BACKGROUND: Prevalence of knee osteoarthritis in former athletes is still unclear.

OBJECTIVE: To investigate prevalence of knee osteoarthritis in former athletes. Moreover, the secondary aim was to investigate whether poor methodological quality of included studies, different diagnosis criteria for knee osteoarthritis, different sports modality or sex impact on overall estimated prevalence of knee osteoarthritis in former athletes.

METHODS: Searches on MEDLINE, EMBASE, AMED, SPORTDiscus and CINAHL from the earliest record to February 2018 and hand-searching identified studies investigating prevalence of knee osteoarthritis in former athletes. Meta-analysis was conducted and the GRADE system summarized strength of the current recommendations. Sensitivity analyses investigated whether methodological quality, diagnostic criteria, type of sports or sex impacted on the overall estimated prevalence in former athletes. This review was registered at PROSPERO (CRD42016050903).

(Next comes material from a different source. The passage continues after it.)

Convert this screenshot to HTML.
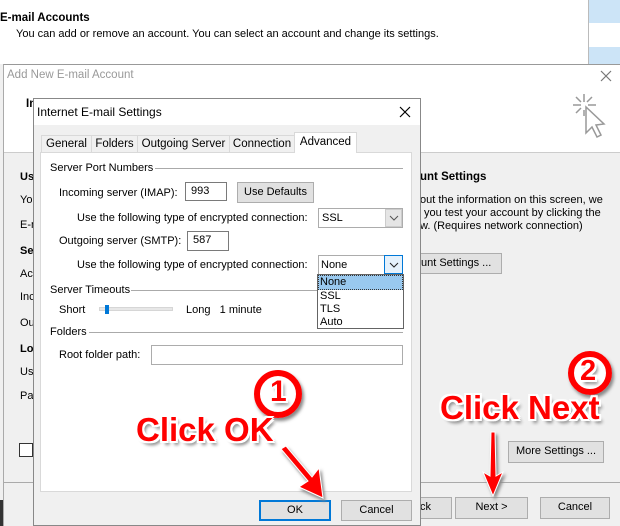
<!DOCTYPE html>
<html><head><meta charset="utf-8"><style>
*{margin:0;padding:0;box-sizing:border-box}
body{width:620px;height:526px;overflow:hidden;position:relative;background:#f0f0f0;font-family:"Liberation Sans",sans-serif;font-size:11px;color:#000}
.a{position:absolute;white-space:nowrap}
.b{font-weight:bold}
.btn{position:absolute;background:#e1e1e1;border:1px solid #adadad;text-align:center;line-height:19px}
.inp{position:absolute;background:#fff;border:1px solid #7a7a7a;padding-left:5px;line-height:17px}
.tab{position:absolute;top:135px;height:18px;border:1px solid #d9d9d9;background:#f0f0f0;line-height:17px;text-align:center;font-size:11.5px}
.red{position:absolute;font-family:"Liberation Sans",sans-serif;font-weight:bold;color:#f00;font-size:32px;white-space:nowrap;text-shadow:-2px -2px 0 #fff,2px -2px 0 #fff,-2px 2px 0 #fff,2px 2px 0 #fff,0 2px 0 #fff,0 -2px 0 #fff,2px 0 0 #fff,-2px 0 0 #fff,3px 4px 3px #888}
</style></head><body>
<div class="a" style="left:0;top:0;width:620px;height:64px;background:#fff"></div>
<div class="a" style="left:588px;top:0;width:32px;height:64px;background:#cce4f7"></div>
<div class="a" style="left:588px;top:23px;width:32px;height:24px;background:#fff"></div>
<div class="a" style="left:588px;top:0;width:1px;height:64px;background:#bbb"></div>
<div class="a b" style="left:0;top:12px;font-size:11.5px">E-mail Accounts</div>
<div class="a" style="left:16px;top:28px;font-size:11px">You can add or remove an account. You can select an account and change its settings.</div>
<div class="a" style="left:3px;top:64px;width:617px;height:462px;background:#f0f0f0;border-top:1px solid #999;border-left:1px solid #aaa"></div>
<div class="a" style="left:4px;top:65px;width:616px;height:88px;background:#fff;border-bottom:1px solid #ccc"></div>
<div class="a" style="left:7px;top:69px;color:#999;font-size:11.5px">Add New E-mail Account</div>
<svg class="a" style="left:600px;top:70px" width="12" height="12"><path d="M1 1l10 10M11 1L1 11" stroke="#777" stroke-width="1.2"/></svg>
<svg class="a" style="left:570px;top:92px" width="40" height="52"><g stroke="#999" stroke-width="1.5" fill="none"><path d="M14 2v8M14 18v6M3 13h8M18 13h8M6 5l5 5M22 5l-5 5M6 21l5-5"/><path d="M16 15v26l6-6 5 10 4-2-5-10 8-1z" fill="#fff"/></g></svg>
<div class="a b" style="left:26px;top:98px;font-size:11.5px">In</div>
<div class="a b" style="left:20px;top:171px">Us</div>
<div class="a" style="left:20px;top:194px">Yo</div>
<div class="a" style="left:20px;top:219px">E-n</div>
<div class="a b" style="left:20px;top:245px">Se</div>
<div class="a" style="left:20px;top:268px">Ac</div>
<div class="a" style="left:20px;top:291px">Inc</div>
<div class="a" style="left:20px;top:317px">Ou</div>
<div class="a b" style="left:20px;top:343px">Lo</div>
<div class="a" style="left:20px;top:366px">Us</div>
<div class="a" style="left:20px;top:390px">Pa</div>
<div class="a" style="left:19px;top:443px;width:14px;height:14px;border:1px solid #333;background:#fff"></div>
<div class="a b" style="left:420px;top:171px;font-size:11.5px">unt Settings</div>
<div class="a" style="left:420px;top:194px">out the information on this screen, we</div>
<div class="a" style="left:424px;top:207px">you test your account by clicking the</div>
<div class="a" style="left:420px;top:220px">w. (Requires network connection)</div>
<div class="btn" style="left:400px;top:253px;width:102px;height:21px;padding-left:20px;text-align:left">unt Settings ...</div>
<div class="btn" style="left:508px;top:441px;width:96px;height:22px">More Settings ...</div>
<div class="a" style="left:3px;top:482px;width:617px;height:1px;background:#aaa"></div>
<div class="btn" style="left:390px;top:497px;width:62px;height:22px;text-align:right;padding-right:20px">ck</div>
<div class="btn" style="left:455px;top:497px;width:73px;height:22px">Next &gt;</div>
<div class="btn" style="left:540px;top:497px;width:70px;height:22px">Cancel</div>
<div class="a" style="left:0;top:500px;width:3px;height:26px;background:#333"></div>
<!-- inner dialog -->
<div class="a" style="left:33px;top:98px;width:388px;height:428px;background:#f0f0f0;border:1px solid #888"></div>
<div class="a" style="left:34px;top:99px;width:386px;height:26px;background:#fff"></div>
<div class="a" style="left:37px;top:105px;font-size:12px">Internet E-mail Settings</div>
<svg class="a" style="left:399px;top:106px" width="12" height="12"><path d="M1 1l10 10M11 1L1 11" stroke="#000" stroke-width="1.2"/></svg>
<div class="a" style="left:40px;top:152px;width:372px;height:340px;background:#fff;border:1px solid #d9d9d9"></div>
<div class="tab" style="left:41px;width:51px">General</div>
<div class="tab" style="left:91px;width:47px">Folders</div>
<div class="tab" style="left:137px;width:93px">Outgoing Server</div>
<div class="tab" style="left:229px;width:66px">Connection</div>
<div class="a" style="left:294px;top:132px;width:63px;height:21px;border:1px solid #d9d9d9;border-bottom:none;background:#fff;line-height:19px;text-align:center;font-size:11.5px">Advanced</div>
<div class="a" style="left:50px;top:162px">Server Port Numbers</div>
<div class="a" style="left:155px;top:168px;width:248px;height:1px;background:#aaa"></div>
<div class="a" style="left:59px;top:187px">Incoming server (IMAP):</div>
<div class="inp" style="left:185px;top:182px;width:42px;height:19px">993</div>
<div class="btn" style="left:237px;top:182px;width:77px;height:21px">Use Defaults</div>
<div class="a" style="left:77px;top:212px">Use the following type of encrypted connection:</div>
<div class="a" style="left:318px;top:208px;width:85px;height:20px;border:1px solid #acacac;background:#fff;padding-left:3px;line-height:18px">SSL</div>
<div class="a" style="left:385px;top:209px;width:17px;height:18px;background:#e5e5e5;border:1px solid #ccc"></div>
<svg class="a" style="left:389px;top:215px" width="10" height="6"><path d="M1 1l4 4 4-4" stroke="#555" fill="none"/></svg>
<div class="a" style="left:59px;top:235px">Outgoing server (SMTP):</div>
<div class="inp" style="left:187px;top:231px;width:42px;height:20px">587</div>
<div class="a" style="left:77px;top:259px">Use the following type of encrypted connection:</div>
<div class="a" style="left:318px;top:255px;width:85px;height:20px;border:1px solid #acacac;background:#fff;padding-left:2px;line-height:18px">None</div>
<div class="a" style="left:384px;top:255px;width:19px;height:19px;background:#e5f1fb;border:1px solid #0078d7"></div>
<svg class="a" style="left:389px;top:262px" width="10" height="6"><path d="M1 1l4 4 4-4" stroke="#222" fill="none"/></svg>
<div class="a" style="left:317px;top:274px;width:87px;height:55px;border:1px solid #646464;background:#fff;line-height:13px">
<div style="background:#99c9ef;border:1px dotted #333;padding-left:1px">None</div><div style="padding-left:2px">SSL</div><div style="padding-left:2px">TLS</div><div style="padding-left:2px">Auto</div></div>
<div class="a" style="left:50px;top:284px">Server Timeouts</div>
<div class="a" style="left:131px;top:290px;width:186px;height:1px;background:#aaa"></div>
<div class="a" style="left:59px;top:304px">Short</div>
<div class="a" style="left:99px;top:307px;width:74px;height:4px;background:#e7e7e7;border:1px solid #d6d6d6"></div>
<div class="a" style="left:105px;top:305px;width:4px;height:9px;background:#0078d7"></div>
<div class="a" style="left:186px;top:304px">Long&nbsp;&nbsp;&nbsp;1 minute</div>
<div class="a" style="left:50px;top:326px">Folders</div>
<div class="a" style="left:89px;top:332px;width:314px;height:1px;background:#aaa"></div>
<div class="a" style="left:59px;top:349px">Root folder path:</div>
<div class="a" style="left:151px;top:345px;width:252px;height:20px;border:1px solid #acacac;background:#fff"></div>
<div class="btn" style="left:259px;top:500px;width:72px;height:21px;border:2px solid #0078d7;line-height:17px">OK</div>
<div class="btn" style="left:341px;top:500px;width:71px;height:21px">Cancel</div>
<svg class="a" style="left:0;top:0" width="620" height="526">
<defs><filter id="s"><feDropShadow dx="2" dy="3" stdDeviation="1.5" flood-color="#888"/></filter></defs>
<g filter="url(#s)">
<circle cx="278" cy="394" r="21" fill="#fff" stroke="#f00" stroke-width="6"/>
<circle cx="590" cy="373" r="19" fill="#fff" stroke="#f00" stroke-width="6"/>
<path d="M281 449L286 446L312 477L319 468L323 498L299 487L308 481Z" fill="#f00" stroke="#fff" stroke-width="1"/>
<path d="M491 432L495 432L496 476L503 472L493 496L483 472L490 476Z" fill="#f00" stroke="#fff" stroke-width="1"/>
</g>
</svg>
<div class="red" style="left:270px;top:375px;font-size:30px">1</div>
<div class="red" style="left:580px;top:355px;font-size:29px">2</div>
<div class="red" style="left:136px;top:411px;font-size:33px">Click OK</div>
<div class="red" style="left:440px;top:389px;font-size:33px">Click Next</div>
</body></html>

RESULTS: Fifteen studies were included and pooling of 3100 participants estimated overall prevalence of knee osteoarthritis in former athletes of 30.0% (95% CI: 20.0 to 40.0%). The strength of the current recommendations was low-quality. Sensitivity analyses suggested that different diagnostic criteria for knee osteoarthritis and type of sports may impact on the overall estimated prevalence.

CONCLUSIONS: Prevalence of knee osteoarthritis in former athletes was 30.0%. Researchers, clinicians and policymakers should be careful about potential prevalence differences among type of sports and diagnostic criteria. Current low-quality evidence shows that future high-quality studies are likely to impact on the estimated prevalence.